The stories from the ESB, Bord na Móna and the EPA do not add up. My understanding is that the contracted tonnage has already been achieved. I ask the Minister to get answers to the questions I have raised and I would like a copy of those replies as well. Some 400 families are directly dependent on Lough Ree power station. Hundreds more are indirectly reliant on those jobs. We need an immediate transition fund of €125 million to be established. That is 5% of the climate action, rural regeneration and urban regeneration funds ring-fenced to provide alternative jobs for employees of Bord na Móna, the ESB and the communities dependent on those jobs. That must be approved by the Cabinet before the end of this month. We can then leverage that fund to get EU and European Investment Bank, EIB, funding to make a real difference to the local economy right throughout the midland counties.
The Minister should acknowledge that there are more than 150 jobs affected. Do people who are subcontractors not matter? It is always the case that no one thinks about the people in the lorries, the people who supply the lorries, the mechanics and the people in the shops who will be affected by this in the surrounding areas. Bord na Móna was left in an awkward position. I agree with Deputy Naughten on a transitional fund. We need to get to the root of this situation, however. Why, when planning was pending, could the power station not continue working? This has been going on since 2013. Is there a hidden agenda to wipe out the peat stations in Lanesborough and Shannonbridge and then take out Moneypoint as well? I want a straight answer to that.
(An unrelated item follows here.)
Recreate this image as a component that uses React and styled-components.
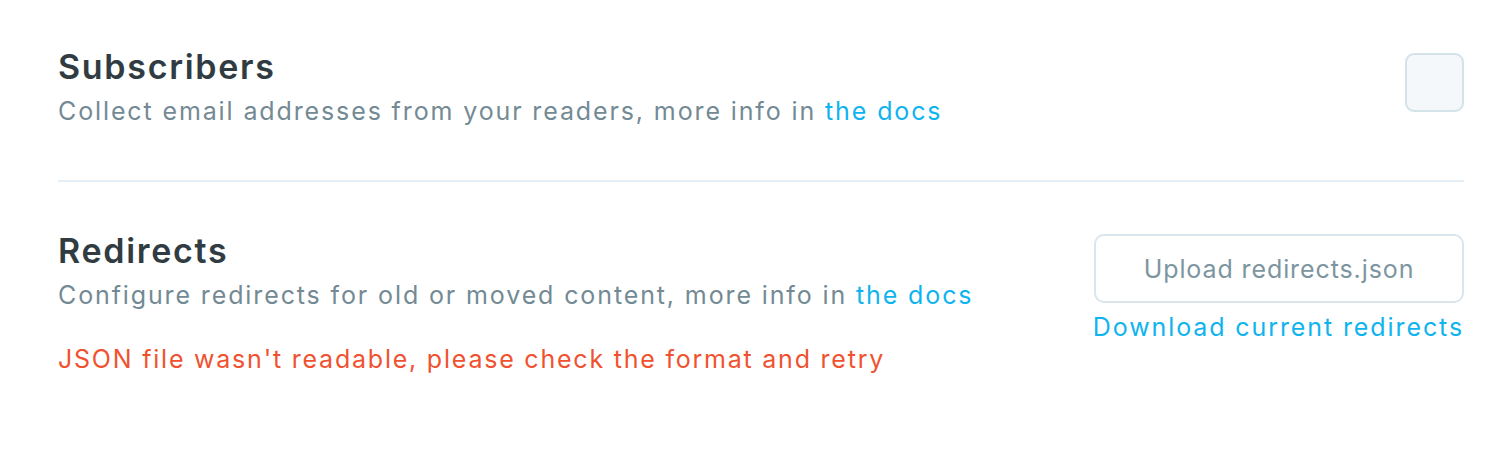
import React from "react";
import styled, { createGlobalStyle } from "styled-components";

const Global = createGlobalStyle`
  html, body { margin: 0; padding: 0; background: #ffffff; }
  body { font-family: Inter, "Noto Sans", sans-serif; -webkit-font-smoothing: antialiased; }
`;

const Page = styled.div`
  padding: 0 44px 0 58px;
`;

const Section = styled.section`
  display: flex;
  justify-content: space-between;
  align-items: flex-start;
  padding: ${(p) => p.$pad};
  border-bottom: ${(p) => (p.$divider ? "2px solid #e5eff5" : "none")};
`;

const Info = styled.div`
  display: flex;
  flex-direction: column;
`;

const Title = styled.h4`
  margin: 0;
  font-size: 34px;
  line-height: 44px;
  font-weight: 600;
  letter-spacing: 1.7px;
  color: #303c42;
`;

const Desc = styled.p`
  margin: 4px 0 0;
  font-size: 25px;
  line-height: 36px;
  letter-spacing: 1.88px;
  color: #738a94;
`;

const Link = styled.a`
  color: #0fb4ef;
  text-decoration: none;
`;

const Error = styled.p`
  margin: 28px 0 0;
  font-size: 25px;
  line-height: 36px;
  letter-spacing: 1.78px;
  color: #f05230;
`;

const Checkbox = styled.span`
  display: block;
  box-sizing: border-box;
  width: 59px;
  height: 59px;
  margin-top: 8px;
  border: 2px solid #d4e3ea;
  border-radius: 9px;
  background: #f4f8fb;
`;

const Actions = styled.div`
  display: flex;
  flex-direction: column;
  align-items: flex-end;
  margin-top: 5px;
`;

const Button = styled.button`
  box-sizing: border-box;
  width: 370px;
  height: 69px;
  border: 2px solid #dae5ec;
  border-radius: 10px;
  background: #ffffff;
  color: #7d959f;
  font-family: Inter, "Noto Sans", sans-serif;
  font-size: 25px;
  letter-spacing: 0.9px;
  padding: 0;
`;

const Download = styled.a`
  margin-top: 6px;
  font-size: 25px;
  line-height: 36px;
  letter-spacing: 1.9px;
  color: #0fb4ef;
  text-decoration: none;
`;

export default function App() {
  return (
    <Page>
      <Global />
      <Section $pad="45px 0 51px" $divider>
        <Info>
          <Title>Subscribers</Title>
          <Desc>
            Collect email addresses from your readers, more info in{" "}
            <Link href="#">the docs</Link>
          </Desc>
        </Info>
        <Checkbox />
      </Section>
      <Section $pad="47px 0 60px">
        <Info>
          <Title>Redirects</Title>
          <Desc>
            Configure redirects for old or moved content, more info in{" "}
            <Link href="#">the docs</Link>
          </Desc>
          <Error>JSON file wasn't readable, please check the format and retry</Error>
        </Info>
        <Actions>
          <Button>Upload redirects.json</Button>
          <Download href="#">Download current redirects</Download>
        </Actions>
      </Section>
    </Page>
  );
}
The Minister can be in no doubt now after hearing the words of Deputies Naughten, Fitzmaurice, Troy and myself. This really is not good enough. The Minister spoke in his reply about the station being closed for up to three months. This issue must be acted on now. I call on the Minister, and his colleague, the Minister for Business, Enterprise and Innovation, Deputy Humphreys, to intervene in this situation. We cannot keep treating human beings in this manner. If this is the way that we are going to try and achieve our green agenda, it is not on. As I said earlier, that must be done by co-operation and people working together and not by sacrificing people's livelihoods. Many people in our region are going to be struggling because of this situation. Will the Minister become involved directly? Will the Minister, Deputy Humphreys, become involved directly as well? I challenge the Minister in regard to the situation of seasonal workers such as students, part-time farmers and part-time employees in other jobs. Will he ask the ESB, the EPA and Bord na Móna to try and place some of those seasonal workers in other jobs? Let us try to do that for them at least. It can be done if the will is there to do it.
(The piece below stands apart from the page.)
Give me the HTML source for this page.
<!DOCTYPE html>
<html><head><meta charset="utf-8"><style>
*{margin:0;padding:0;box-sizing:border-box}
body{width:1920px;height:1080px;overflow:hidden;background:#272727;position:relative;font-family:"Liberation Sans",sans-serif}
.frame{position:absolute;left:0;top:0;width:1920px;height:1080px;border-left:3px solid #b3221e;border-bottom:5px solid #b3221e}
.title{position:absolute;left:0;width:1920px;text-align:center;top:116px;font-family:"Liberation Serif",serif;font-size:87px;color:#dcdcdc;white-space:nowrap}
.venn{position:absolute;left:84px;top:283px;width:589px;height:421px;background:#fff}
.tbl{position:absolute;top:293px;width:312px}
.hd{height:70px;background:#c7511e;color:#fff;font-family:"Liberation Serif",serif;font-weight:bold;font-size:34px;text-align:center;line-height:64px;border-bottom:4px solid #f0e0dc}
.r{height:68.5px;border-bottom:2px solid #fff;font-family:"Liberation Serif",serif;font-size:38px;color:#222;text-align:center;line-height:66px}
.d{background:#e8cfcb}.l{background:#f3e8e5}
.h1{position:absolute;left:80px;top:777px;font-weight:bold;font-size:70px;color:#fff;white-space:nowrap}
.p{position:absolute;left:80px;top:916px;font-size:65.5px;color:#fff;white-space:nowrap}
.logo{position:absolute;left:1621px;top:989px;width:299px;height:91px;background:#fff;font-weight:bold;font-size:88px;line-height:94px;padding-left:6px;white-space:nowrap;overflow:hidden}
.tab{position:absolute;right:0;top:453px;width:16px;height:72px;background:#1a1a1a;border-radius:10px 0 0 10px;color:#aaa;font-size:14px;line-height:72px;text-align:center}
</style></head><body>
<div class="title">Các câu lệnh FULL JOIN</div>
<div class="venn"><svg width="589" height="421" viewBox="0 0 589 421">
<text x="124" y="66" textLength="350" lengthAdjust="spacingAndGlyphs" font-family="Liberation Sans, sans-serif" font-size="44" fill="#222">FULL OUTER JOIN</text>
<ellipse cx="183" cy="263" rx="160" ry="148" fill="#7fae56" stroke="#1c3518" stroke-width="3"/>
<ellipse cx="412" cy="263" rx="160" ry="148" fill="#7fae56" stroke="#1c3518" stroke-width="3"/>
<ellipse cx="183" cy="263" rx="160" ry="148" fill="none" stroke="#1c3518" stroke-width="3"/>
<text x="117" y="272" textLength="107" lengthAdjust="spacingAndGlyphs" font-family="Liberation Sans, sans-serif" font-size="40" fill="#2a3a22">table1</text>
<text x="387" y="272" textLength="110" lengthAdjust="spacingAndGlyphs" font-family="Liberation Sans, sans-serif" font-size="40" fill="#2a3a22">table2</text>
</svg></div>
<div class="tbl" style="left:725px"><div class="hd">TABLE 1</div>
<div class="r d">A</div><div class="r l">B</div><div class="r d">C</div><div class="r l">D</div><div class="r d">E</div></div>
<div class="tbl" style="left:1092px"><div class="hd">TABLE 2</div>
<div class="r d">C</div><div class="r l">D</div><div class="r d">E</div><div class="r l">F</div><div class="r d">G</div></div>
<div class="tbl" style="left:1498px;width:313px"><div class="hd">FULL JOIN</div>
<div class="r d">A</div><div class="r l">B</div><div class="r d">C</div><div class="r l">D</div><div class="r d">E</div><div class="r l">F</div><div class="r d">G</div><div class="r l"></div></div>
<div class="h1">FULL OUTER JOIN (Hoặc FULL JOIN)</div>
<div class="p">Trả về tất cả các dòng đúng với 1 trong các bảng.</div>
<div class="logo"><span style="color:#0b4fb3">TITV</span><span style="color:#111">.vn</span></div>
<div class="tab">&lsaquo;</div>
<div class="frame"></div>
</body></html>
As has been said, contradicting stories have come from the three different agencies. That is why they need to be brought into one room so that they cannot contradict the stories. The Minister is the person to do that. Since this issue was made known in 2013, why has it taken five years for the ESB to make an application? Where does that application stand now? When will we have a decision on that application? My understanding, and the Minster mentioned this in his reply, is that it will be as soon as possible. There are no statutory limits that the EPA must meet to make a decision within a specified time, in the same way as there are on the county councils and An Bord Pleanála. We need to have something like that. There is a need for transition and we must diversify. No one is arguing with that. It cannot be done overnight, however. What is the long-term plan for this plant? Is there a sinister attempt here to close it down in order to meet our climate targets? That simply cannot happen and we cannot play with people's lives. That is what is happening now. What supports are going to be put in place here and now for the families affected by this closure?
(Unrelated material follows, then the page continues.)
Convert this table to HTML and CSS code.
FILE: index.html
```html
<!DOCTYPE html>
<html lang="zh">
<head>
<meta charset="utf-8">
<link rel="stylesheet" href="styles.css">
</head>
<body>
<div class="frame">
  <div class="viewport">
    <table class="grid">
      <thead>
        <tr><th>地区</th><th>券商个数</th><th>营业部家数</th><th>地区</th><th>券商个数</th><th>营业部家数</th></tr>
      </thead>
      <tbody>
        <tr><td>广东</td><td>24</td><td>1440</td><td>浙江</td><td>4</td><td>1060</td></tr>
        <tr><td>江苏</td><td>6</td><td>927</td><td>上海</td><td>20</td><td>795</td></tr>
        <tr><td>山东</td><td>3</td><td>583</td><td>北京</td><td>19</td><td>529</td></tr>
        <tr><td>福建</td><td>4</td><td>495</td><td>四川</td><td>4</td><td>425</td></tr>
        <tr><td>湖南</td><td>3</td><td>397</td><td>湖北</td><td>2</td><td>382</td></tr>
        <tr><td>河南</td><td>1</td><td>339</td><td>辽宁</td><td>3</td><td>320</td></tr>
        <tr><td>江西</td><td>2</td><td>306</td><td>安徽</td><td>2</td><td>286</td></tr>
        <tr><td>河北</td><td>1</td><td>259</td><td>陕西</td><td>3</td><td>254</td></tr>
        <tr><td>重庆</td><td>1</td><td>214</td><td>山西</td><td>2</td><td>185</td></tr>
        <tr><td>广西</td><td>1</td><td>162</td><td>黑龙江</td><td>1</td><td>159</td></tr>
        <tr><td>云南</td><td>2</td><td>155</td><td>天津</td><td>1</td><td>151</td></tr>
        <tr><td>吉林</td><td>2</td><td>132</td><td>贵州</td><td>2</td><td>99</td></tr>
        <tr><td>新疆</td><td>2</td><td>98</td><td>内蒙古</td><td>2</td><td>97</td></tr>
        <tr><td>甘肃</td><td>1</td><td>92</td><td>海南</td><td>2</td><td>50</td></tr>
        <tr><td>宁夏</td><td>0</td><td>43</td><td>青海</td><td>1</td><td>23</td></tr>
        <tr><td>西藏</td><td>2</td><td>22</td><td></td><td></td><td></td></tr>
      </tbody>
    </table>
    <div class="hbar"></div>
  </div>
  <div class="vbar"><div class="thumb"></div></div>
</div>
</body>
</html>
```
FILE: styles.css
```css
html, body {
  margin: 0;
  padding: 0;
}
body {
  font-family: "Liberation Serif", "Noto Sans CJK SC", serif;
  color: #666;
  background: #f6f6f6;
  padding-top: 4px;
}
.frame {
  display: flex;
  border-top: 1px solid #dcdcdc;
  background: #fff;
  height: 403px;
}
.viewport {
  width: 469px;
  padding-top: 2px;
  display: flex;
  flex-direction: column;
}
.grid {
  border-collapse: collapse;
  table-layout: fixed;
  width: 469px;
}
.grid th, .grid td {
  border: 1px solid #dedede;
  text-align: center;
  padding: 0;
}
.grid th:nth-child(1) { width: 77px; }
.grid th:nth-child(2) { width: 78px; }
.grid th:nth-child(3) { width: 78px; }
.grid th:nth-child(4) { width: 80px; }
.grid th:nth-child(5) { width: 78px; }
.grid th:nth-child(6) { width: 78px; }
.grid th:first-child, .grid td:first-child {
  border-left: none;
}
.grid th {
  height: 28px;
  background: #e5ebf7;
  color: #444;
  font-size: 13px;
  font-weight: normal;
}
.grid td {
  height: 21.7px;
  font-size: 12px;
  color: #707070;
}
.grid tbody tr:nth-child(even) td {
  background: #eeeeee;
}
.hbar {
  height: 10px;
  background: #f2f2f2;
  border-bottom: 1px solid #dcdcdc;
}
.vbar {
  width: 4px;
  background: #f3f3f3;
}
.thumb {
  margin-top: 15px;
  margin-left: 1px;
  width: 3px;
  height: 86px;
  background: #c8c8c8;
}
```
I assure Deputy Troy that the EPA has independent powers and, in the context of a full licence review of this nature, it is required to conduct a full environmental impact assessment, EIA. That is required. It is also required to have public consultation. The EPA, therefore, is meeting the obligations of its governing legislation. It is not for me to interfere in how it conducts that business. I will convey to all of the parties involved the urgency concerning this issue to which Deputies have referred. It is, however, a responsibility of each body to meet its obligations. That includes the obligations to meet the conditions of an integrated pollution control licence. I am conscious that the ESB is being prosecuted for its failures in that respect. This issue arose last summer. That is the backdrop to this issue.
I will seek some more information for the Deputies regarding the tonnages involved. Turning to the just transition, I recognise that is going to be a challenge for some time. We have to ensure that we support workers who are facing change. That means supporting them in retraining and in making an exit if they decide to cease work in this area. We must also develop new opportunities. To be fair to Bord na Móna, it has been exemplary in seeking to develop opportunities in a decarbonising world. It has sought to open up new generation capacity in the renewables' sector and it is also examining the waste management and resource recovery sectors. That sector is one where the company can develop opportunities. It is also looking at aquaculture and various horticultural projects.
It is clear that the regional enterprise strategies are also targeting supports to those very opportunities because there is a recognition of the need to develop those opportunities. There will also be support from the urban, rural, regional enterprise and climate action funds in response to proposals coming forward from regions adversely affected in respect of assisting with viable projects. That is the correct way to proceed. As the Deputies know, I have sought at EU level to have peat included in the same category as coal. The EU has set up technical support for regions seeking to transit out of coal and that are impacted by that transition. I am proceeding on all of those fronts to develop effective polices to support workers affected by the impact of the change that is coming. I assure the Deputies that there is no sinister agenda on my part. We have to make changes, as the Deputies have recognised. We are seeking to do that in an orderly way and to support people where they are particularly exposed to the impact of the changes that are coming.